Malheureusement le Mexique se trouve –et c’est mon opinion personnelle– dans une situation assez grave où la violence, le narco, le crime organisé sont devenus une culture populaire, avec ses idoles et ses figures à imiter. Dans un pays fait de grands contrastes socio-économiques, l’ostentation est une manière de montrer « ce que tu vaux ». Il y a une grande fracture entre ceux qui ont accès aux biens de consommation et ceux qui, dans leur situation de marginalisation sociale, peuvent seulement voir passer devant leurs yeux ces mêmes biens de consommation. Beaucoup optent donc pour le crime organisé. Ce n’est pas seulement un problème socio-économique, mais bien plus de statut, un moyen de gagner le respect de la société. C’est un phénomène assez regrettable. Au Mexique, la narco-culture –narcocorridos[4], musique, vidéos– se base justement sur l’exaltation d’être du narco-traficant. Ce statut t’aide à avoir la voiture de l’année, des bijoux en or… et grâce à cela, on te respecte. Je ne crois pas avoir vu cela de manière aussi criante dans d’autres pays d’Amérique Latine. C’est une grande mode nationale.
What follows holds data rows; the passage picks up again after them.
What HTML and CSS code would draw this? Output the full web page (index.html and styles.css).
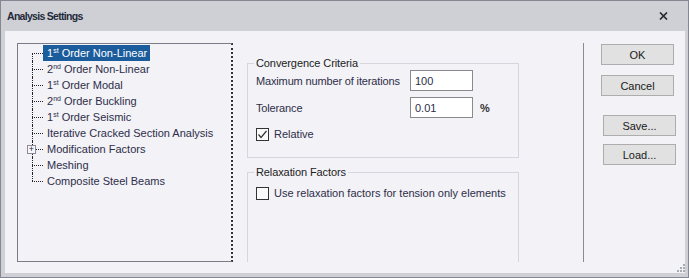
FILE: index.html
```html
<!DOCTYPE html>
<html lang="en">
<head>
    <meta charset="UTF-8">
    <title>Analysis Settings</title>
    <link rel="stylesheet" href="styles.css">
</head>
<body>

<div class="window">
    <div class="titlebar">
        <span class="title">Analysis Settings</span>
        <svg class="close" width="9" height="8" viewBox="0 0 9 8">
            <path d="M1 0.5 L8 7.5 M8 0.5 L1 7.5" stroke="#2b2b33" stroke-width="1.7"/>
        </svg>
    </div>

    <div class="client">
        <!-- Settings tree -->
        <ul class="tree">
            <li class="node first"><span class="branch"></span><span class="label selected">1<sup>st</sup> Order Non-Linear</span></li>
            <li class="node"><span class="branch"></span><span class="label">2<sup>nd</sup> Order Non-Linear</span></li>
            <li class="node"><span class="branch"></span><span class="label">1<sup>st</sup> Order Modal</span></li>
            <li class="node"><span class="branch"></span><span class="label">2<sup>nd</sup> Order Buckling</span></li>
            <li class="node"><span class="branch"></span><span class="label">1<sup>st</sup> Order Seismic</span></li>
            <li class="node"><span class="branch"></span><span class="label">Iterative Cracked Section Analysis</span></li>
            <li class="node"><span class="branch"><span class="expander">+</span></span><span class="label">Modification Factors</span></li>
            <li class="node"><span class="branch"></span><span class="label">Meshing</span></li>
            <li class="node last"><span class="branch"></span><span class="label">Composite Steel Beams</span></li>
        </ul>

        <!-- Settings page -->
        <div class="settings">
            <fieldset class="group">
                <legend>Convergence Criteria</legend>
                <div class="field-grid">
                    <label for="max-iter">Maximum number of iterations</label>
                    <input type="text" id="max-iter" value="100">
                    <span></span>
                    <label for="tolerance">Tolerance</label>
                    <input type="text" id="tolerance" value="0.01">
                    <span class="unit">%</span>
                </div>
                <div class="check">
                    <span class="box">
                        <svg width="11" height="11" viewBox="0 0 11 11">
                            <path d="M1.5 5.5 L4 8.5 L9.5 2" fill="none" stroke="#333" stroke-width="1.2"/>
                        </svg>
                    </span>
                    Relative
                </div>
            </fieldset>

            <fieldset class="group open">
                <legend>Relaxation Factors</legend>
                <div class="check">
                    <span class="box"></span>
                    Use relaxation factors for tension only elements
                </div>
            </fieldset>
        </div>

        <div class="separator"></div>

        <!-- Dialog buttons -->
        <div class="actions">
            <button class="ok">OK</button>
            <button class="cancel">Cancel</button>
            <button class="save">Save...</button>
            <button class="load">Load...</button>
        </div>

        <svg class="grip" width="8" height="8" viewBox="0 0 8 8">
            <rect x="6" y="0" width="2" height="2" fill="#a9a9b2"/>
            <rect x="3" y="3" width="2" height="2" fill="#a9a9b2"/>
            <rect x="6" y="3" width="2" height="2" fill="#a9a9b2"/>
            <rect x="0" y="6" width="2" height="2" fill="#a9a9b2"/>
            <rect x="3" y="6" width="2" height="2" fill="#a9a9b2"/>
            <rect x="6" y="6" width="2" height="2" fill="#a9a9b2"/>
        </svg>
    </div>
</div>

</body>
</html>
```

FILE: styles.css
```css
body {
    margin: 0;
    font-family: "Liberation Sans", Arial, sans-serif;
    font-size: 11px;
    color: #2e2e48;
}

.window {
    width: 689px;
    height: 278px;
    box-sizing: border-box;
    border: 1px solid #858892;
    background-color: #cfd0d5;
    display: flex;
    flex-direction: column;
}

.titlebar {
    height: 30px;
    flex: none;
    display: flex;
    align-items: center;
    padding-left: 6px;
}

.title {
    font-size: 10.5px;
    font-weight: bold;
    letter-spacing: -0.7px;
    color: #1f2a3a;
}

.close {
    margin-left: auto;
    margin-right: 20px;
}

.client {
    flex: 1;
    margin: 0 3px 4px 4px;
    background-color: #f2f2f7;
    display: flex;
    padding: 12px 0 11px 12px;
    position: relative;
}

/* tree */

.tree {
    width: 216px;
    box-sizing: border-box;
    margin: 0;
    padding: 1px 0 0 0;
    list-style: none;
    border: 1px solid #7c7c88;
    border-right: 2px dotted #333;
}

.node {
    display: flex;
    height: 16px;
    padding-left: 9px;
}

.branch {
    position: relative;
    width: 16px;
    flex: none;
}

.branch::before {
    content: "";
    position: absolute;
    left: 5px;
    top: 0;
    height: 16px;
    border-left: 1px dotted #222;
}

.node.first .branch::before {
    top: 8px;
    height: 8px;
}

.node.last .branch::before {
    height: 8px;
}

.branch::after {
    content: "";
    position: absolute;
    left: 5px;
    top: 8px;
    width: 11px;
    border-top: 1px dotted #222;
}

.expander {
    position: absolute;
    left: 0;
    top: 4px;
    width: 9px;
    height: 9px;
    box-sizing: border-box;
    border: 1px solid #8a8a98;
    background-color: #f7f7fb;
    z-index: 1;
    font-size: 9px;
    line-height: 6px;
    text-align: center;
    color: #2a2a40;
}

.label {
    padding: 0 3px 0 4px;
    line-height: 16px;
    white-space: nowrap;
}

.label sup {
    font-size: 7px;
    vertical-align: 4px;
    line-height: 0;
}

.label.selected {
    background-color: #1b5c9c;
    color: #fff;
}

/* settings groups */

.settings {
    width: 272px;
    margin-left: 14px;
    display: flex;
    flex-direction: column;
    padding-top: 13px;
    box-sizing: border-box;
}

.group {
    margin: 0;
    padding: 0 7px 16px 8px;
    border: 1px solid #d6d6de;
    min-width: 0;
}

.group legend {
    padding: 0 2px;
    margin-left: -2px;
    line-height: 14px;
    color: #222;
    letter-spacing: -0.1px;
}

.group.open {
    flex: 1;
    margin-top: 7px;
    border-bottom: none;
    padding-top: 7px;
}

.field-grid {
    display: grid;
    grid-template-columns: 154px 63px auto;
    row-gap: 6px;
    align-items: center;
}

.field-grid label {
    letter-spacing: -0.15px;
}

.field-grid input {
    width: 63px;
    height: 21px;
    box-sizing: border-box;
    border: 1px solid #8a8a8e;
    background-color: #fff;
    font-family: inherit;
    font-size: 11px;
    color: #2e2e48;
    padding: 0 4px;
    margin: 0;
}

.unit {
    margin-left: 7px;
    font-weight: bold;
    color: #333;
}

.check {
    display: flex;
    align-items: center;
    gap: 5px;
    margin-top: 9px;
    line-height: 14px;
}

.group.open .check {
    margin-top: 0;
}

.box {
    width: 13px;
    height: 13px;
    box-sizing: border-box;
    border: 1px solid #333;
    background-color: #fafafc;
    display: flex;
    align-items: center;
    justify-content: center;
}

/* right side */

.separator {
    width: 1px;
    margin-left: 64px;
    background-color: #8a8a92;
}

.actions {
    display: flex;
    flex-direction: column;
    margin-left: 17px;
}

.actions button {
    width: 73px;
    height: 21px;
    padding: 0;
    border: 1px solid #adadad;
    background-color: #e1e1e1;
    font-family: inherit;
    font-size: 11px;
    color: #1a1a1a;
}

.ok {
    margin-top: 1px;
}

.cancel {
    margin-top: 10px;
}

.save {
    margin-top: 19px;
    margin-left: 2px;
}

.load {
    margin-top: 8px;
    margin-left: 2px;
}

.grip {
    position: absolute;
    right: 0;
    bottom: 1px;
}
```
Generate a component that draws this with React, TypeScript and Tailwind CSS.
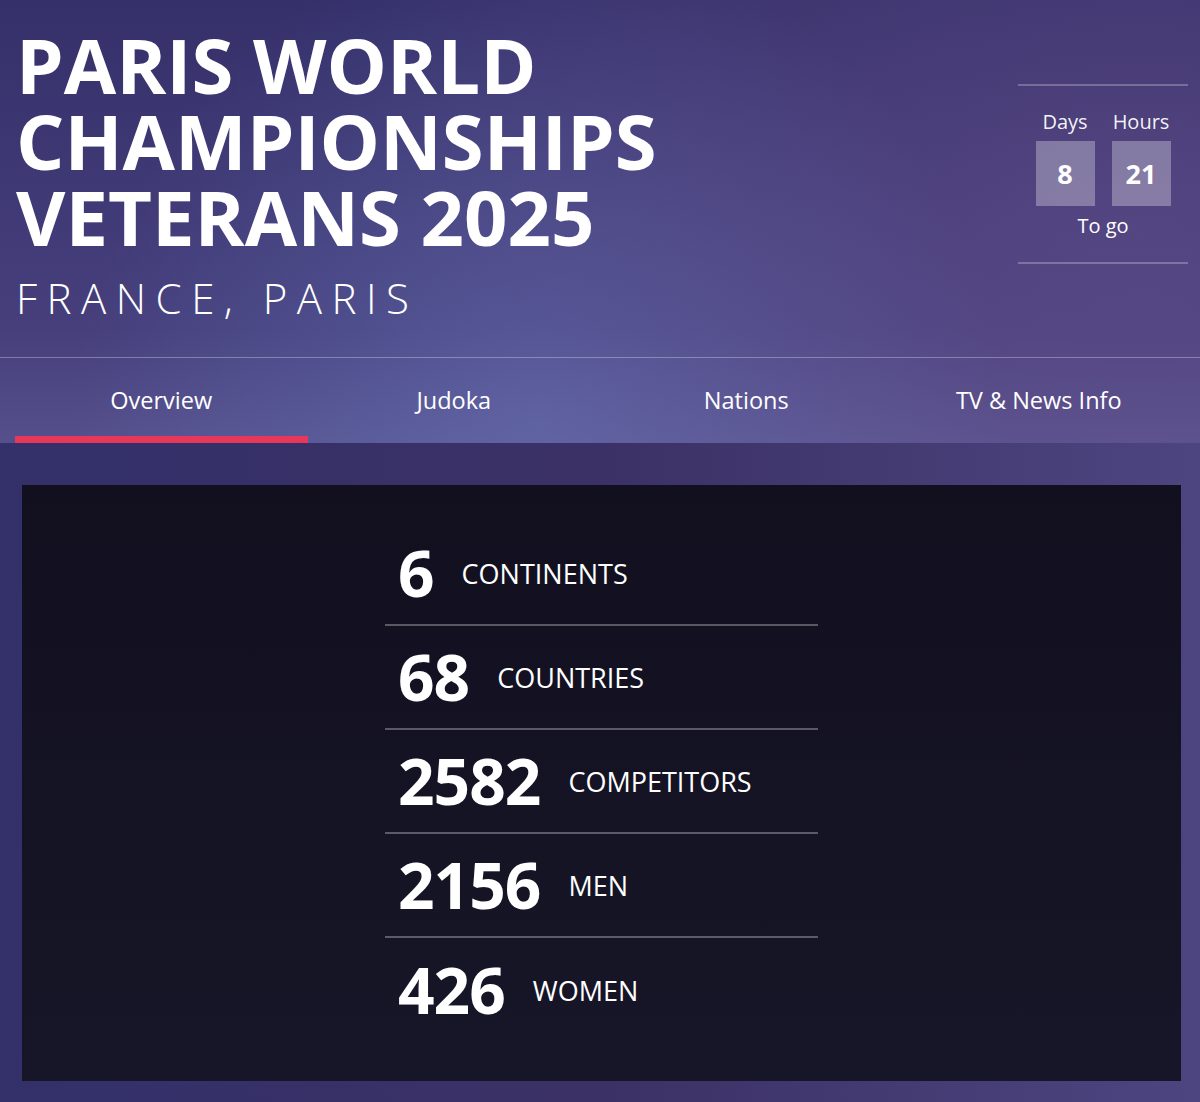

Alex Espinosa, Reportage ©, "Opération Tijuana", Tijuana, Mexique.
Alex Espinosa ©, Reportage, cartel de drogues, Chihuahua, Mexique.
Quelles sont tes sources d’inspiration artistique en tant que photographe? Tu as des maîtres artistiques ou des modèles ?
Il y a beaucoup d’auteurs que j’admire et qui ont influencé mon œuvre, des photographes comme Josef Kudelka, David Alan Harvey, Antonin Kratochvil, Alex Web, Ikuru kuwajima, Alex Majoli, oo Paolo Pelegrin, parmi tant d’autres qui me viennent à l’esprit.
T’exprimes-tu artistiquement à travers d’autres moyens (l’écriture, la peinture…) ou restes-tu fidèle à la photographie quoiqu’il arrive ?
J’ai toujours voulu écrire ; j’essaierai donc peut-être quelque chose dans cette veine un jour. Je suis également intéressé par le cinéma.
Quels sont tes projets pour l’avenir? As-tu des expositions de prévues ? Penses-tu à de nouvelles séries de photos, à de nouveaux voyages ?
Pour le moment j’aimerais continuer mon projet sur le long terme sur la population afro-descendante dans plusieurs pays d’Amérique Latine, où la population afro demeure invisible, parmi lesquels l’on peut compter le Mexique. L’année prochaine, le 25 juillet 2013, dans le cadre de la célébration du jour de la femme afro-descendante, je présenterai une exposition dans le Parc Rodó[5], avec le soutien du MIDES[6], et tout au long de cette année l’exposition photographique que j’ai présentée au CEE se déplacera de manière itinérante dans différents départements du pays.
[1] Le Candombe est un rythme musical né en Uruguay au sein de la communauté afro et puisant ses racines dans les pratiques africaines bantous. Le Candombe est joué toute l’année à Montevideo. Dans les différents quartiers de la ville, des groupes de comparsas jouent habituellement en pleine rue. Chaque comparsa est formé par au moins cinquante percussionnistes et un corps de danseurs. Au mois de Février, dans les quartiers Sur et Palermo, où est né le Candombe, a lieu le défilé des llamadas (« l’appel des tambours »), qui est un des festivals populaires le plus important du pays. Le Candombe a été déclaré Patrimoine culturel immatériel de l’Humanité par l’Unesco en 2009.
[2] L’AECID est la Agencia Española de Cooperación Internacional para el Desarrollo (Agence Espagnole de Coopération Internationale pour le Développement). Son objectif est de collaborer avec les pays en développement afin de lutter contre la pauvreté et de parvenir à un développement humain durable.
[3] Le CCE est le Centro Cultural de España à Montevideo (le Centre Culturel Espagnol).
[4] Le narcocorrido est un sous-genre musical qui est surtout présent au Mexique, dans le sud des Etats-Unis et également en Colombie. Il s’agit d’une version récente du corrido mexicain [le corrido est une forme musicale et littéraire populaire mexicaine, qui dérive des chants traditionnels espagnols], qui cherche à exalter des figures, des personnes et des évènements ayant un lien avec le narco-trafic.
[5] Le parc Rodó est situé à Montevideo, en Uruguay, et doit son nom à l’écrivain José Enrique Rodó.
[6] Le MIDES est le Ministerio de Desarrollo Social en Uruguay (le Ministère de Développement Social).